VL-JEPA: Joint Embedding Predictive Architecture For Vision-Language
Source
- Raw Markdown: paper_vl-jepa-2025.md
- PDF: paper_vl-jepa-2025.pdf
Core Claim
VL-JEPA applies JEPA to vision-language learning by predicting continuous target-text embeddings rather than autoregressively generating tokens.
Key Contributions
- Predicts target text embeddings from vision inputs and textual queries.
- Uses a lightweight decoder only when text output is needed.
- Supports selective decoding to reduce decoding operations.

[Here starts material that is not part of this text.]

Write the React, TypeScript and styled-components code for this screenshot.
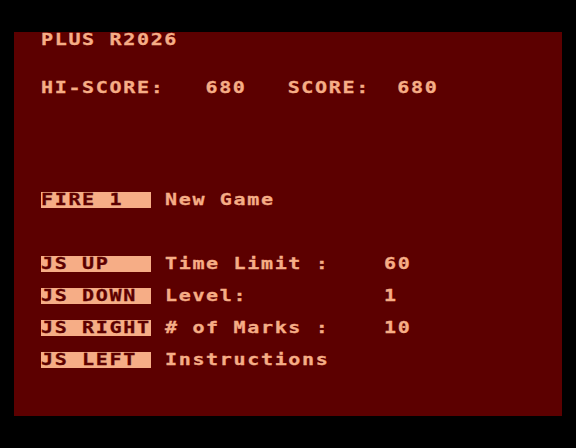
import React from 'react';
import styled, {createGlobalStyle} from 'styled-components';

// one character cell of the 40x24 text screen
const CW = 13.7;
const RH = 16;

const colors = {
    border: '#000000',
    screen: '#5c0000',
    ink: '#f6ad86',
};

const GlobalStyle = createGlobalStyle`
    html, body {
        margin: 0;
        padding: 0;
        background: ${colors.border};
    }
`

const Page = styled.div`
    width: 576px;
    height: 448px;
    padding: 32px 0 0 14px;
    box-sizing: border-box;
    background: ${colors.border};
    overflow: hidden;
`

const Screen = styled.div`
    width: ${40 * CW}px;
    height: ${24 * RH}px;
    background: ${colors.screen};
    color: ${colors.ink};
    display: flex;
    flex-direction: column;
    font-family: "DejaVu Sans Mono", "Liberation Mono", monospace;
    font-weight: 700;
    font-size: 16px;
    line-height: ${RH}px;
`

const Row = styled.div<{ $skip?: number }>`
    display: flex;
    height: ${RH}px;
    padding-left: ${2 * CW}px;
    margin-top: ${p => (p.$skip || 0) * RH}px;
`

// atari glyphs are wide, stretch the mono font to fill the cell
const Glyphs = styled.span`
    display: inline-block;
    white-space: pre;
    letter-spacing: ${CW / 1.25 - 9.63}px;
    transform: scaleX(1.25);
    transform-origin: left center;
    -webkit-text-stroke: 0.3px currentColor;
`

const Key = styled.div`
    width: ${8 * CW}px;
    margin-right: ${CW}px;
    background: ${colors.ink};
    color: ${colors.screen};
`

const Name = styled.div`
    width: ${16 * CW}px;
`

const Value = styled.div`
    width: ${4 * CW}px;
`

type Option = { key: string; name: string; value?: string; skip?: number };

const options: Option[] = [
    {key: 'FIRE 1', name: 'New Game', skip: 6},
    {key: 'JS UP', name: 'Time Limit :', value: '60', skip: 3},
    {key: 'JS DOWN', name: 'Level:', value: '1', skip: 1},
    {key: 'JS RIGHT', name: '# of Marks :', value: '10', skip: 1},
    {key: 'JS LEFT', name: 'Instructions', skip: 1},
];

export default function App() {
    return (
        <>
            <GlobalStyle/>
            <Page>
                <Screen>
                    <Row>
                        <Glyphs>PLUS R2026</Glyphs>
                    </Row>
                    <Row $skip={2}>
                        <Glyphs>{'HI-SCORE:   680   SCORE:  680'}</Glyphs>
                    </Row>
                    {options.map(o => (
                        <Row key={o.key} $skip={o.skip}>
                            <Key><Glyphs>{o.key}</Glyphs></Key>
                            <Name><Glyphs>{o.name}</Glyphs></Name>
                            {o.value && <Value><Glyphs>{o.value}</Glyphs></Value>}
                        </Row>
                    ))}
                </Screen>
            </Page>
        </>
    );
}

- Enables classification, retrieval, and discriminative VQA from the embedding space without architecture changes.
Method Notes
VL-JEPA belongs to JEPA, Vision-Language Models, and Self-Supervised Representation Learning.
Evidence And Results
The abstract reports stronger performance than a controlled token-space VLM baseline with 50% fewer trainable parameters, about 2.85x fewer decoding operations under selective decoding, and competitive results across video classification, retrieval, and VQA datasets.
Limitations
The model still needs a decoder when text output is required. It does not eliminate language generation; it makes generation selective.
Links Into The Wiki
Open Questions
- Can embedding prediction replace autoregressive decoding in broader multimodal assistant tasks?
- How should target text embeddings be trained and regularized to avoid semantic collapse?